E se, comunque, don Ciotti provvederà poi a fare assumere regolarmente la fidanzata di Filippo Lazzara, rimane l’amara considerazione dello stesso Giudice di Cassazione Romano De Grazia, che dopo aver chiesto a tutto l’arco parlamentare e alla stessa Libera una collaborazione per fare approvare il testo originale della Legge Lazzati, per impedire davvero alle mafie di orientare il consenso elettorale attorno ai propri candidati di riferimento, dice, in pratica, che tutti hanno fatto spallucce: «Certo, se per una remota eventualità – dice De Grazia ad Amorosi – risolvessimo il problema delle mafie si toglierebbe la biada al cavallo. Libera, invece di fare l’antimafia che fa?
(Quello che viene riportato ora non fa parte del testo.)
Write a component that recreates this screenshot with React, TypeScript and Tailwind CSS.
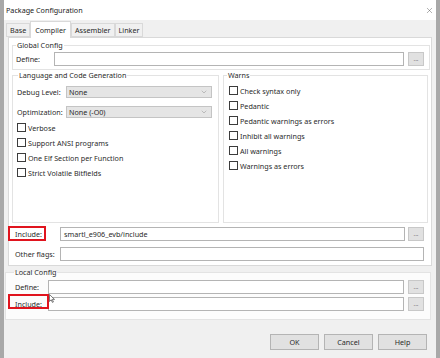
import { ChevronDown, X } from 'lucide-react';

const font = { fontFamily: '"Noto Sans", "Liberation Sans", sans-serif' };

function Check({ label }: { label: string }) {
  return (
    <div className="h-[15px] flex items-center gap-[2px]">
      <span className="w-[9px] h-[9px] border border-[#3c3c3c] bg-white shrink-0" />
      <span>{label}</span>
    </div>
  );
}

function Select({ value }: { value: string }) {
  return (
    <div className="flex-1 h-[12px] bg-[#e5e5e5] border border-[#c4c4c4] flex items-center justify-between pl-[2px] pr-[3px]">
      <span>{value}</span>
      <ChevronDown size={8} strokeWidth={1.2} className="text-[#7a7a7a]" />
    </div>
  );
}

function Field({ value = '' }: { value?: string }) {
  return (
    <div className="flex-1 h-[14px] bg-white border border-[#b4b4b4] flex items-center pl-[3px]">{value}</div>
  );
}

function Dots() {
  return (
    <div className="w-[16px] h-[14px] bg-[#e1e1e1] border border-[#c8c8c8] flex items-center justify-center text-[6px] leading-none text-[#555] shrink-0">
      ...
    </div>
  );
}

function Tab({ label, active }: { label: string; active?: boolean }) {
  return active ? (
    <div className="relative z-10 -mb-px h-[17px] px-[4px] bg-white border border-b-0 border-[#d9d9d9] flex items-center">{label}</div>
  ) : (
    <div className="h-[14px] px-[3px] bg-[#f0f0f0] border border-[#d9d9d9] flex items-center">{label}</div>
  );
}

function Button({ label }: { label: string }) {
  return (
    <div className="w-[49px] h-[16px] bg-[#e1e1e1] border border-[#b4b4b4] flex items-center justify-center">{label}</div>
  );
}

export default function App() {
  return (
    <div className="w-[440px] h-[358px] flex bg-[#a8a8a8] px-[4px] text-[7.2px] leading-[10px] text-[#2a2a2a]" style={font}>
      <div className="flex-1 flex flex-col bg-[#f0f0f0]">
        <div className="h-[20px] bg-white flex items-center justify-between pl-[2px] pr-[2px] text-[#1a1a1a]">
          <span>Package Configuration</span>
          <X size={9} strokeWidth={1} className="text-[#333]" />
        </div>

        <div className="h-[17px] flex items-end pl-[2px]">
          <Tab label="Base" />
          <Tab label="Compiler" active />
          <Tab label="Assembler" />
          <Tab label="Linker" />
        </div>

        <div className="mx-[4px] h-[229px] bg-white border border-[#d9d9d9] pt-[2px] pl-[3px] pr-[1px] flex flex-col">
          <fieldset className="border border-[#e3e3e3] pl-[2px] pr-[5px] pt-[2px] pb-[3px]">
            <legend className="ml-[1px] px-[1px]">Global Config</legend>
            <div className="flex items-center gap-[4px]">
              <span className="w-[35px] pl-[1px]">Define:</span>
              <Field />
              <Dots />
            </div>
          </fieldset>

          <div className="flex gap-[4px] h-[153px]">
            <fieldset className="w-[207px] border border-[#e3e3e3] pl-[4px] pr-[6px] pt-[6px]">
              <legend className="ml-[1px] px-[1px]">Language and Code Generation</legend>
              <div className="flex items-center">
                <span className="w-[49px]">Debug Level:</span>
                <Select value="None" />
              </div>
              <div className="flex items-center mt-[8px] mb-[2px]">
                <span className="w-[49px]">Optimization:</span>
                <Select value="None (-O0)" />
              </div>
              <Check label="Verbose" />
              <Check label="Support ANSI programs" />
              <Check label="One Elf Section per Function" />
              <Check label="Strict Volatile Bitfields" />
            </fieldset>
            <fieldset className="w-[205px] border border-[#e3e3e3] pl-[5px] pt-[3px]">
              <legend className="-ml-[2px] px-[1px]">Warns</legend>
              <Check label="Check syntax only" />
              <Check label="Pedantic" />
              <Check label="Pedantic warnings as errors" />
              <Check label="Inhibit all warnings" />
              <Check label="All warnings" />
              <Check label="Warnings as errors" />
            </fieldset>
          </div>

          <div className="relative flex items-center mt-[4px] pr-[6px]">
            <span className="w-[48px] pl-[3px]">Include:</span>
            <Field value="smartl_e906_evb/include" />
            <div className="w-[3px]" />
            <Dots />
            <div className="absolute -left-[4px] -top-[1px] w-[38px] h-[15px] border-2 border-[#e0141e]" />
          </div>

          <div className="flex items-center mt-[6px] pr-[6px]">
            <span className="w-[48px] pl-[3px]">Other flags:</span>
            <Field />
          </div>
        </div>

        <fieldset className="ml-[1px] w-[426px] mt-[1px] border border-[#e3e3e3] bg-[#fcfcfc] pl-[2px] pr-[6px] pt-[3px] pb-[8px]">
          <legend className="ml-[6px] px-[1px]">Local Config</legend>
          <div className="flex items-center gap-[4px]">
            <span className="w-[36px] pl-[7px]">Define:</span>
            <Field />
            <Dots />
          </div>
          <div className="relative flex items-center gap-[4px] mt-[3px]">
            <span className="w-[36px] pl-[7px]">Include:</span>
            <Field />
            <Dots />
            <div className="absolute left-0 -top-[3px] w-[41px] h-[15px] border-2 border-[#e0141e]" />
            <svg className="absolute left-[41px] -top-[3px]" width="6" height="9" viewBox="0 0 6 9">
              <path d="M0.5 0.5 L0.5 7.5 L2.2 5.8 L3.4 8.4 L4.4 8 L3.3 5.4 L5.5 5.4 Z" fill="white" stroke="#444" strokeWidth="0.7" />
            </svg>
          </div>
        </fieldset>

        <div className="flex justify-end gap-[5px] pr-[9px] mt-[14px]">
          <Button label="OK" />
          <Button label="Cancel" />
          <Button label="Help" />
        </div>
      </div>
    </div>
  );
}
Come lo alimenta il suo potere?».
Fin qui un paio di indicazioni bibliografiche che ci permettiamo di dare sia al sindaco Calabrese che a tutti i nostri lettori che, come noi, sono fermamente convinti che bisogna combattere la mafia con il nostro agire quotidiano in tutte le attività che conduciamo, e che non basta ricorrere ai simboli e alle icone.
Indossare una maglietta con l’effigie di Che Guevara al concerto del I maggio a Roma non fa di un ragazzo qualsiasi un rivoluzionario.
E allora, se proprio si vuole dare una cittadinanza onoraria, perché non darla a quegli esponenti di forze dell’ordine e magistratura che ogni giorno realizzano indagini e operazioni tese a scardinare la più potente organizzazione criminale del mondo?
Da queste righe vuole arrivare una modestissima proposta: perchè non dare la cittadinanza onoraria di uno dei nostri comuni a Federico Cafiero De Raho, magistrato di alta scuola a capo della Direzione Distrettuale Antimafia di Reggio Calabria, che con le sue inchieste sta arrivando, lontano dai riflettori, dai talk show e dai salotti, a colpire anche il livello maggiore della “cupola” toccando, oltre all’ala militare della ’ndrangheta, anche quella che va a braccetto con la massoneria deviata e troppo spesso decide i destini politici della nostra regione?